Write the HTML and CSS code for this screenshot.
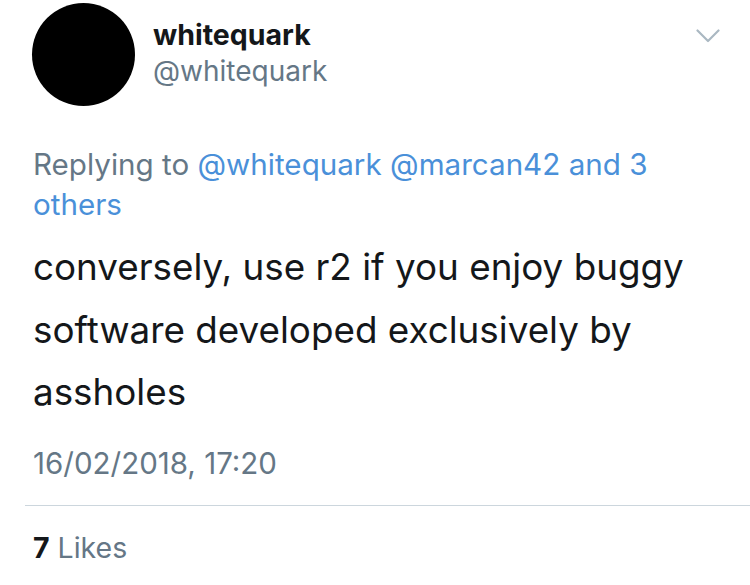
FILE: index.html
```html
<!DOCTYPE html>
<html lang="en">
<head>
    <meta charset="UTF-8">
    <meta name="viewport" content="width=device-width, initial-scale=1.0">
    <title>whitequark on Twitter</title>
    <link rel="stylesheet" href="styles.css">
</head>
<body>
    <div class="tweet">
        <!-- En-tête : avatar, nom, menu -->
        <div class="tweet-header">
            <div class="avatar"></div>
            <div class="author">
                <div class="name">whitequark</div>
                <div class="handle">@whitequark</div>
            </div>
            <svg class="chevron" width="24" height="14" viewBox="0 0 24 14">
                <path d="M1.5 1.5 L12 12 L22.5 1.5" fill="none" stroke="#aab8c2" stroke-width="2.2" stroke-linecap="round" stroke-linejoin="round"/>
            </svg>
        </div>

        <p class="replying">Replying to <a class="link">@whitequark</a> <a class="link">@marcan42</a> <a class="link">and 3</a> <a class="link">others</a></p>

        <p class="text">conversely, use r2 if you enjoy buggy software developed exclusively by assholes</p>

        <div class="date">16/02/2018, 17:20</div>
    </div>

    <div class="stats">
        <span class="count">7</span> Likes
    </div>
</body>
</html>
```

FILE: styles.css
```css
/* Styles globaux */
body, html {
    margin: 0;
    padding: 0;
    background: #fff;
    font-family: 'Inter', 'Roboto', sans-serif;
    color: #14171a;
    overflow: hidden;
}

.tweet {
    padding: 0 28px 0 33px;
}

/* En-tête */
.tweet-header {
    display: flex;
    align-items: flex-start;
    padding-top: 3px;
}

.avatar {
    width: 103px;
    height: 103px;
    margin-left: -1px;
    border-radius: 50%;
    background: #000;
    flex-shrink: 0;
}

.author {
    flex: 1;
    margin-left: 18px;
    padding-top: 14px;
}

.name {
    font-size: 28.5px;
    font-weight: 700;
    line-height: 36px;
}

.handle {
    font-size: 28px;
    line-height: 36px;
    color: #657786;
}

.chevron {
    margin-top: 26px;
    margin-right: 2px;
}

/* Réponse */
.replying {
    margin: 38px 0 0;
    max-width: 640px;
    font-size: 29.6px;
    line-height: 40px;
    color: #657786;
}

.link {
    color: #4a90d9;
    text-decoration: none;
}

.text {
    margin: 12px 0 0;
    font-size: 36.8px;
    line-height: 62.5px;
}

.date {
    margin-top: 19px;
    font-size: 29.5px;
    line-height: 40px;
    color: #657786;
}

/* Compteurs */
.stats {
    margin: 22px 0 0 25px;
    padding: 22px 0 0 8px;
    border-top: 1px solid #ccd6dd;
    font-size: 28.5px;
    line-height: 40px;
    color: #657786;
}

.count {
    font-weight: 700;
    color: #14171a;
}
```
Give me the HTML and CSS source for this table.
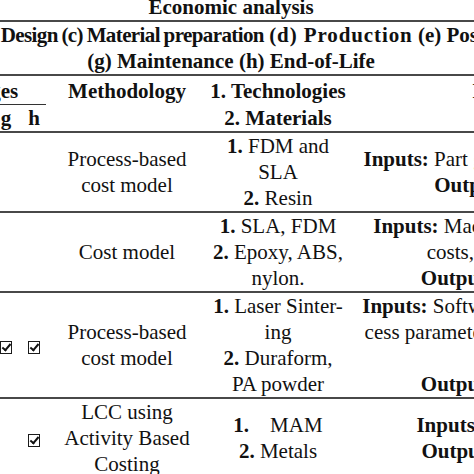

INSTRUCTION >>
Copy out every line from the records that has the word "this".

THE RESPONSE >>
Write the HTML and CSS code for this screenshot.
Give me the HTML and CSS source for this table.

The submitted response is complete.